Avec le néologisme « écoféminisme », introduit pour la première fois en 1972, l’activiste française Françoise d’Eaubonne entend abolir le patriarcat ancestral, responsable de l’exploitation des femmes et des ressources naturelles dans le monde. Oublié un temps, ce concept renaît aujourd’hui dans des mouvements écologistes et féministes. Il fait même son entrée en politique.

Les termes sexocide et écoféminisme, le « Commando saucisson » pour défendre le droit à l’avortement en 1971, l’expression « lapinisme phallocratique », l’appel à la grève des ventres : on doit ces idées à la Française Françoise d’Eaubonne, écrivaine, activiste et théoricienne. Oublié pendant 40 ans en France, son nom ressurgit dans les librairies depuis 5 ans.

Née en 1920 et décédée en 2005, Françoise d’Eaubonne cumulait les engagements : résistante, anticolonialiste, fondatrice du FHAR (Front homosexuel d’action révolutionnaire) en 1971, opposée à la peine de mort, féministe au sein du Mouvement de libération des femmes (MLF), anticapitaliste, antinucléaire… Mais la militante considère que toutes ces luttes n’en font qu’une et se fondent dans ce qu’elle nomme l’écoféminisme, concept phare de son essai Le féminisme ou la mort paru en 1974. Derrière une radicalité parfois confuse, ses idées visionnaires résonnent et rayonnent aujourd’hui.

La force du ventre

© Éditions du Passager clandestin

« Elle avait beaucoup d’intuition. À cette époque, féminisme et écologie n’avaient rien en commun », indique la journaliste et réalisatrice française Manon Aubel, qui prépare un film documentaire sur Françoise d’Eaubonne. « Elle invente l’écoféminisme par le biais de la question démographique et de ce qu’elle considérait comme une surpopulation. Selon elle, les femmes doivent reprendre en main leur destin en reprenant le contrôle de leur ventre. »

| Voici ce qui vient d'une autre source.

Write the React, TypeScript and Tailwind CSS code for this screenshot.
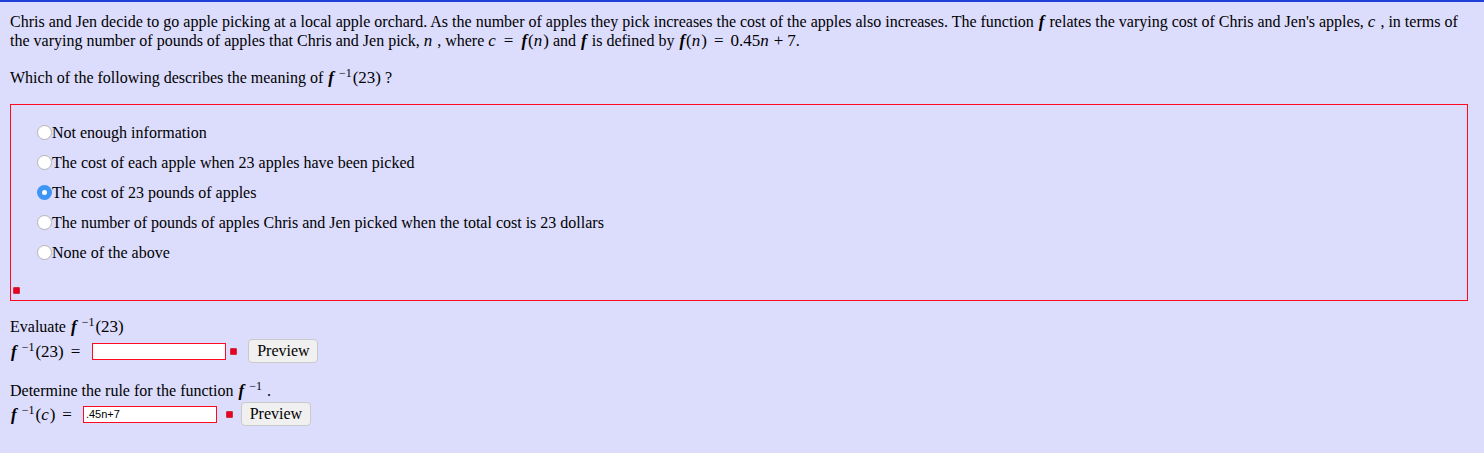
import React from 'react';

const options = [
  'Not enough information',
  'The cost of each apple when 23 apples have been picked',
  'The cost of 23 pounds of apples',
  'The number of pounds of apples Chris and Jen picked when the total cost is 23 dollars',
  'None of the above',
];

function V({ children }: { children: React.ReactNode }) {
  return <i className="mr-[1px] font-['Liberation_Serif',serif] text-[17px]">{children}</i>;
}

function F() {
  return <i className="mx-[1px] font-['Liberation_Serif',serif] text-[17px] font-bold">f</i>;
}

function M({ children }: { children: React.ReactNode }) {
  return <span className="text-[17px]">{children}</span>;
}

function FInv() {
  return (
    <span className="whitespace-nowrap">
      <F />
      <span className="relative -top-[6px] ml-[4px] mr-[1px] inline-block text-[12px] leading-none">−1</span>
    </span>
  );
}

function Eq() {
  return <span className="mx-[7px] text-[17px]">=</span>;
}

function Mark() {
  return <span className="inline-block h-[7px] w-[7px] rounded-[1px] border border-[#c33] bg-[#e8002a]" />;
}

function Radio({ checked }: { checked?: boolean }) {
  if (checked) {
    return (
      <span className="flex h-[15px] w-[15px] items-center justify-center rounded-full bg-[#3d95f5]">
        <span className="h-[5px] w-[5px] rounded-full bg-white" />
      </span>
    );
  }
  return <span className="h-[15px] w-[15px] rounded-full border border-[#b5b5b5] bg-white" />;
}

function PreviewButton() {
  return (
    <button className="h-[24px] w-[70px] rounded-[4px] border border-[#c9c9c9] bg-[#f0f0f0] text-[16px] leading-none text-black">
      Preview
    </button>
  );
}

export default function App() {
  return (
    <div className="min-h-[453px] w-full border-t-2 border-[#1f3fd6] bg-[#dcdcfc] px-[10px] pt-[10px] font-['Liberation_Serif',serif] text-[16px] leading-[19px] text-black">
      <p>
        Chris and Jen decide to go apple picking at a local apple orchard. As the number of apples they pick increases the cost of the apples also increases. The function <F /> relates the varying cost of Chris and Jen's apples, <V>c</V> , in terms of the varying number of pounds of apples that Chris and Jen pick, <V>n</V> , where <V>c</V>
        <Eq />
        <F />
        <M>(</M>
        <V>n</V>
        <M>)</M> and <F /> is defined by <F />
        <M>(</M>
        <V>n</V>
        <M>)</M>
        <Eq />
        <M>0.45</M>
        <V>n</V>
        <span className="mx-[4px] text-[17px]">+</span>
        <M>7</M>.
      </p>
      <p className="mt-[18px]">
        Which of the following describes the meaning of <FInv />
        <M>(23)</M> ?
      </p>

      <div className="mt-[17px] mr-[6px] border border-[#ff0a1e] pt-[17px] pb-[3px]">
        <div className="flex flex-col gap-[10px] pl-[26px]">
          {options.map((o, i) => (
            <label key={i} className="flex h-[20px] items-center">
              <Radio checked={i === 2} />
              <span>{o}</span>
            </label>
          ))}
        </div>
        <div className="mt-[19px] pl-[2px] leading-none">
          <Mark />
        </div>
      </div>

      <div className="mt-[16px]">
        <div>
          Evaluate <FInv />
          <M>(23)</M>
        </div>
        <div className="mt-[3px] flex items-center">
          <span className="whitespace-nowrap">
            <FInv />
            <M>(23)</M>
          </span>
          <Eq />
          <input
            className="ml-[5px] h-[17px] w-[134px] border border-[#ff0a1e] bg-white"
            defaultValue=""
          />
          <span className="ml-[4px] flex items-center">
            <Mark />
          </span>
          <span className="ml-[11px]">
            <PreviewButton />
          </span>
        </div>
      </div>

      <div className="mt-[18px]">
        <div>
          Determine the rule for the function <FInv /> .
        </div>
        <div className="mt-[2px] flex items-center">
          <span className="whitespace-nowrap">
            <FInv />
            <M>(</M>
            <V>c</V>
            <M>)</M>
          </span>
          <Eq />
          <input
            className="ml-[4px] h-[17px] w-[134px] border border-[#ff0a1e] bg-white px-[2px] font-['Liberation_Sans',sans-serif] text-[11px]"
            defaultValue=".45n+7"
          />
          <span className="ml-[9px] flex items-center">
            <Mark />
          </span>
          <span className="ml-[8px]">
            <PreviewButton />
          </span>
        </div>
      </div>
    </div>
  );
}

« Pour elle, la destruction de l’environnement est le résultat d’un système hégémonique masculin ancien, et le féminisme était essentiel pour sauver la planète », ajoute Julie Gorecki. Cette chercheuse interdisciplinaire en études environnementales et de genre à Paris et à Berkeley a cosigné la préface de la réédition de l’ouvrage Le Féminisme ou la mort, en 2020. L’écoféminisme y apparaît comme une incitation à repenser les relations entre les hommes, les femmes et la nature, à sortir du carcan que représente le genre homme/femme par une approche bisexuelle et queer.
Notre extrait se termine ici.